• _AIM OF THE EXERCISE_: Your task is to reproduce, verbatim and without pictures, the lines from the opening of the listing through the line containing "const cols = [127, 96, 97, 96];".
--- START OF SOURCE DATA ---
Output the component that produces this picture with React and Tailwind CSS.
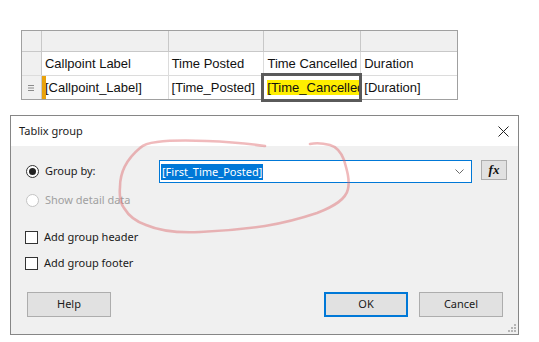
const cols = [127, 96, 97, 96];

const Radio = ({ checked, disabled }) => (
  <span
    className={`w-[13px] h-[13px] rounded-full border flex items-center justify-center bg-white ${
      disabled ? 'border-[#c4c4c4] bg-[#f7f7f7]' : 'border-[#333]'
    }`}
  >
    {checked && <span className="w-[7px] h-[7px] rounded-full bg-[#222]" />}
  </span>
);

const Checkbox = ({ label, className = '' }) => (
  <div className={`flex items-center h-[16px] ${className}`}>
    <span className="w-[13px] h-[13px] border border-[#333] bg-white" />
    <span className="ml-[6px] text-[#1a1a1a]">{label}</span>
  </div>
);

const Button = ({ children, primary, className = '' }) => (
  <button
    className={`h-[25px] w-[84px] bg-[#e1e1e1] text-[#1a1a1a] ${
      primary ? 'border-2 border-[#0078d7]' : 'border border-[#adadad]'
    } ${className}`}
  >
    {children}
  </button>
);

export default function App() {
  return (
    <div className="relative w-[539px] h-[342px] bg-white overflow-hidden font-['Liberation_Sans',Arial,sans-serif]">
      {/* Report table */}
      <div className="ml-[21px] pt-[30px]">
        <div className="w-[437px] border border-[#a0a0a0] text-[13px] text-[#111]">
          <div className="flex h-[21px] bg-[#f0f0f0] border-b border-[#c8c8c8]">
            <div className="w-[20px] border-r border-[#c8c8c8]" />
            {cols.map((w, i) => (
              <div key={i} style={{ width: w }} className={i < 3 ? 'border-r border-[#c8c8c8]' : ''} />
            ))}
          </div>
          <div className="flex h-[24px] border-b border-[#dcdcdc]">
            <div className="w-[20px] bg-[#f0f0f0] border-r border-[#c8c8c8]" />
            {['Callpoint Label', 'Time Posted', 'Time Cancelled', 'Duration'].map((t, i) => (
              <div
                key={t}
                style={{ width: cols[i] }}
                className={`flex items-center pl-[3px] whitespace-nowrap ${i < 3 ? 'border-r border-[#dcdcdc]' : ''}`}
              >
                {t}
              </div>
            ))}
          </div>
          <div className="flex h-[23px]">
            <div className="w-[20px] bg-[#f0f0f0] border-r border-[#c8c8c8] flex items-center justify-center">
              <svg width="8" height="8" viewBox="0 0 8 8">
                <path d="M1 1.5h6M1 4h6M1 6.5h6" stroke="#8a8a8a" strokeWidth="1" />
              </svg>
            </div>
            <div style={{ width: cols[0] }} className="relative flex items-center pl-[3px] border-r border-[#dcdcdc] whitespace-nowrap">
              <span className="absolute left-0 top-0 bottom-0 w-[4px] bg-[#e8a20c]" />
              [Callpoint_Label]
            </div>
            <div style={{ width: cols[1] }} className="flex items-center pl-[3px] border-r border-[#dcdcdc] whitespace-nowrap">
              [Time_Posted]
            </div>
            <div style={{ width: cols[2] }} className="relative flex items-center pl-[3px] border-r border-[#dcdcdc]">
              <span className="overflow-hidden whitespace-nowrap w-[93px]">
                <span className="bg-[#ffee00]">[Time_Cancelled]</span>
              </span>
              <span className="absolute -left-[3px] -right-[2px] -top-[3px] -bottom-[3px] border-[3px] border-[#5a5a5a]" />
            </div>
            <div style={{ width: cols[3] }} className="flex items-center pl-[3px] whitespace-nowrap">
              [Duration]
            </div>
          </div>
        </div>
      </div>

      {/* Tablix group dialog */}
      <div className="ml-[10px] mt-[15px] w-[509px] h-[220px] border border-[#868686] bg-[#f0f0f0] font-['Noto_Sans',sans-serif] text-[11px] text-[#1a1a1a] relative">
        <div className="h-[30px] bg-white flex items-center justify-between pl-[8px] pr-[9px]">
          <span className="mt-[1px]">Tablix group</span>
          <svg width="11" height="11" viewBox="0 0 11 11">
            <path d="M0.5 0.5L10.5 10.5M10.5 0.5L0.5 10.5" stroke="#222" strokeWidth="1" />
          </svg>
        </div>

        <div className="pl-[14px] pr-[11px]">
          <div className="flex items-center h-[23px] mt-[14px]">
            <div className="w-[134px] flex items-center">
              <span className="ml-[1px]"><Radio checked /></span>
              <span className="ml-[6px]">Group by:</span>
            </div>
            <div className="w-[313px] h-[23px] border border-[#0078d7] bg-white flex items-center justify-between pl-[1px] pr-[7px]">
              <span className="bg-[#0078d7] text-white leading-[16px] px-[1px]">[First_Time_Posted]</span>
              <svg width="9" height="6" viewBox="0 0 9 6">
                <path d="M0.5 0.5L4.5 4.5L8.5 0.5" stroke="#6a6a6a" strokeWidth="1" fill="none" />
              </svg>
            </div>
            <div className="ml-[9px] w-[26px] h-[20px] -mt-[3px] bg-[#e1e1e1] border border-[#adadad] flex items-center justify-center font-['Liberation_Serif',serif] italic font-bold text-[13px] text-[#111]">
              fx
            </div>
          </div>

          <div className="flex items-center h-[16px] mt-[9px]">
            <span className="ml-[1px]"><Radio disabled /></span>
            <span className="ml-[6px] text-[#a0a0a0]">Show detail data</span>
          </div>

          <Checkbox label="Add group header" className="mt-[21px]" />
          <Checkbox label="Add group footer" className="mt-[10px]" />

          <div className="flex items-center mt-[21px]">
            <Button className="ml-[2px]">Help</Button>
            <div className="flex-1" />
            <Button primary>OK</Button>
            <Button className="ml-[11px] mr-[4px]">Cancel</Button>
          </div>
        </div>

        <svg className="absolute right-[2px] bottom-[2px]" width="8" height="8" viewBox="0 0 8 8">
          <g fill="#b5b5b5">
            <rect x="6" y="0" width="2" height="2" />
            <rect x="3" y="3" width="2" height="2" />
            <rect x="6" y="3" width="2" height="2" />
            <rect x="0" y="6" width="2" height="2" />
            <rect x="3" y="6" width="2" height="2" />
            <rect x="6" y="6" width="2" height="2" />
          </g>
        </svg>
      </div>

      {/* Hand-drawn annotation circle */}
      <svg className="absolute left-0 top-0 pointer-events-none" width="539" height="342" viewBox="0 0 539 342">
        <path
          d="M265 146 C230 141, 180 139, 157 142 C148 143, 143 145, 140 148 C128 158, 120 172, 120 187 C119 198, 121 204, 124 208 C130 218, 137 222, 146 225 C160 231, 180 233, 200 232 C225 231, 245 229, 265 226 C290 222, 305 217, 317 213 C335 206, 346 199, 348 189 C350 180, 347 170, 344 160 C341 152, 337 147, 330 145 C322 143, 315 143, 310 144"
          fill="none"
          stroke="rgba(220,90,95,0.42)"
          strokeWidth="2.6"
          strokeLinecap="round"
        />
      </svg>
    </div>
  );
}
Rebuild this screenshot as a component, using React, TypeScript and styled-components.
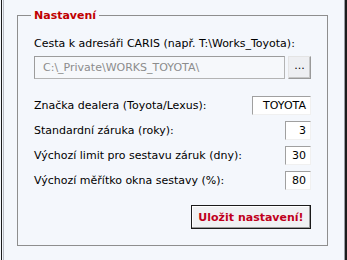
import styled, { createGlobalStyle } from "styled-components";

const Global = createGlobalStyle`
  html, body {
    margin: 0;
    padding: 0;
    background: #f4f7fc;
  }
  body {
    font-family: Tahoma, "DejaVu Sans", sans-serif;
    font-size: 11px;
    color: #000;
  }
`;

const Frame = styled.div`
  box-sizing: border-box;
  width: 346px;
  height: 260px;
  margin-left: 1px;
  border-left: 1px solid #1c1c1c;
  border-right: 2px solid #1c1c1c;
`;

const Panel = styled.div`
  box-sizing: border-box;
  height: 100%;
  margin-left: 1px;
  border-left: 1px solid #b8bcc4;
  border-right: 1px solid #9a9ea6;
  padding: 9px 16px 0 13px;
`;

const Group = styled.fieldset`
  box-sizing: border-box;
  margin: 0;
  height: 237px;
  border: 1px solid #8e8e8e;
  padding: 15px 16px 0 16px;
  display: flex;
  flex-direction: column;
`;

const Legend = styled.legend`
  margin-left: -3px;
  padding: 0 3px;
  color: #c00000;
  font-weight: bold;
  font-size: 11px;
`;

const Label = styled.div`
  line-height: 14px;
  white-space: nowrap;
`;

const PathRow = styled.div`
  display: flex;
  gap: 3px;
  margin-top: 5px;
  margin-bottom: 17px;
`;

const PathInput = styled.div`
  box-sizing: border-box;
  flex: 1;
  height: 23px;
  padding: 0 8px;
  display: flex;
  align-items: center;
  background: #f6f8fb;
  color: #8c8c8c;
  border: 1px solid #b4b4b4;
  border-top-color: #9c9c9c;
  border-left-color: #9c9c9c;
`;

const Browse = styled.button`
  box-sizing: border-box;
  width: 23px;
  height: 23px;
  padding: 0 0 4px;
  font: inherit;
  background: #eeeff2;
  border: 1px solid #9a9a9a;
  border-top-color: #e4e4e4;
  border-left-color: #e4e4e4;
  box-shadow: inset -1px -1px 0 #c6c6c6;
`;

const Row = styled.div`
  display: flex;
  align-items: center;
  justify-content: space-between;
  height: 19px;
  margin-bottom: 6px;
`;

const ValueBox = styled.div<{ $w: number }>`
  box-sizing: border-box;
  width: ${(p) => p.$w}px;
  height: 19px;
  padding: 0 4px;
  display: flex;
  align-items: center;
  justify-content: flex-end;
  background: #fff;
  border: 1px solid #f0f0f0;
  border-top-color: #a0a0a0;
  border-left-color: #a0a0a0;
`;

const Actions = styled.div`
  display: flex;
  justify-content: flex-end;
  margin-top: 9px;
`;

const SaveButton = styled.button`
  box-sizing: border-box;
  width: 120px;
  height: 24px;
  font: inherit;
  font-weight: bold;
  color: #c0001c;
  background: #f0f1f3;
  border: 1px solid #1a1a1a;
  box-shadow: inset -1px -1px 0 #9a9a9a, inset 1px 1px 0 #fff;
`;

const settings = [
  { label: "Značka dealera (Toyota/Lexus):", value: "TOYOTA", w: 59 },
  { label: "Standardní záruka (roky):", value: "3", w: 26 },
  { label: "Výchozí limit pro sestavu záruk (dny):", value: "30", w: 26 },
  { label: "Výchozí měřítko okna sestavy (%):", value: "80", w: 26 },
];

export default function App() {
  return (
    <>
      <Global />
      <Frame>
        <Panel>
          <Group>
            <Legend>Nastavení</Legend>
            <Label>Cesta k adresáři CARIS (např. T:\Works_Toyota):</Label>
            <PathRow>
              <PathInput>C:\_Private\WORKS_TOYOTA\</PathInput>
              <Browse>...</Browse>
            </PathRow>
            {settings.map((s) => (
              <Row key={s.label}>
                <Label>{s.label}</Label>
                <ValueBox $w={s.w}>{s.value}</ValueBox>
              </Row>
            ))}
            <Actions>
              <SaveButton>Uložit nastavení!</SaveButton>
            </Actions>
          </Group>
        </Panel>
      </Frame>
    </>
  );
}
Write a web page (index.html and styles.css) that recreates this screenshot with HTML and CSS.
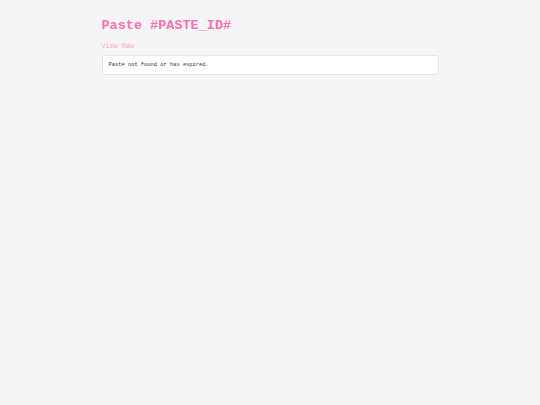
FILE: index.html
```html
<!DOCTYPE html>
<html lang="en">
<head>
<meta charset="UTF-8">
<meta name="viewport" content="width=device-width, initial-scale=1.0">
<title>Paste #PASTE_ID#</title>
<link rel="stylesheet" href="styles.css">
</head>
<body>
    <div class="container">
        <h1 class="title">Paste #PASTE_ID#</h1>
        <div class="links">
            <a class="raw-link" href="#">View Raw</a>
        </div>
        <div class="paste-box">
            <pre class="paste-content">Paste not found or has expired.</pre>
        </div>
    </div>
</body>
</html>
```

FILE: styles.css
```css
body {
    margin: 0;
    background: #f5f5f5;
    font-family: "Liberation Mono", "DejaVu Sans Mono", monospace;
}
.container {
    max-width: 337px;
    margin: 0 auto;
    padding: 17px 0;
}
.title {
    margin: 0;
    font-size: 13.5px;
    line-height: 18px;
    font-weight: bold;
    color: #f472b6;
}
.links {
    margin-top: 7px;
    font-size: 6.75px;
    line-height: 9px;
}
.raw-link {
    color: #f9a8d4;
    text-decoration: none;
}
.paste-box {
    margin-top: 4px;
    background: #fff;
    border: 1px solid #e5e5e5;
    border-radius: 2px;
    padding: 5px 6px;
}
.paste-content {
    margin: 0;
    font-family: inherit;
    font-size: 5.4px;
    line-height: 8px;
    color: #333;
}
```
--- END OF SOURCE DATA ---
• _FINISHED EXERCISE_:
Output the component that produces this picture with React and Tailwind CSS.
const cols = [127, 96, 97, 96];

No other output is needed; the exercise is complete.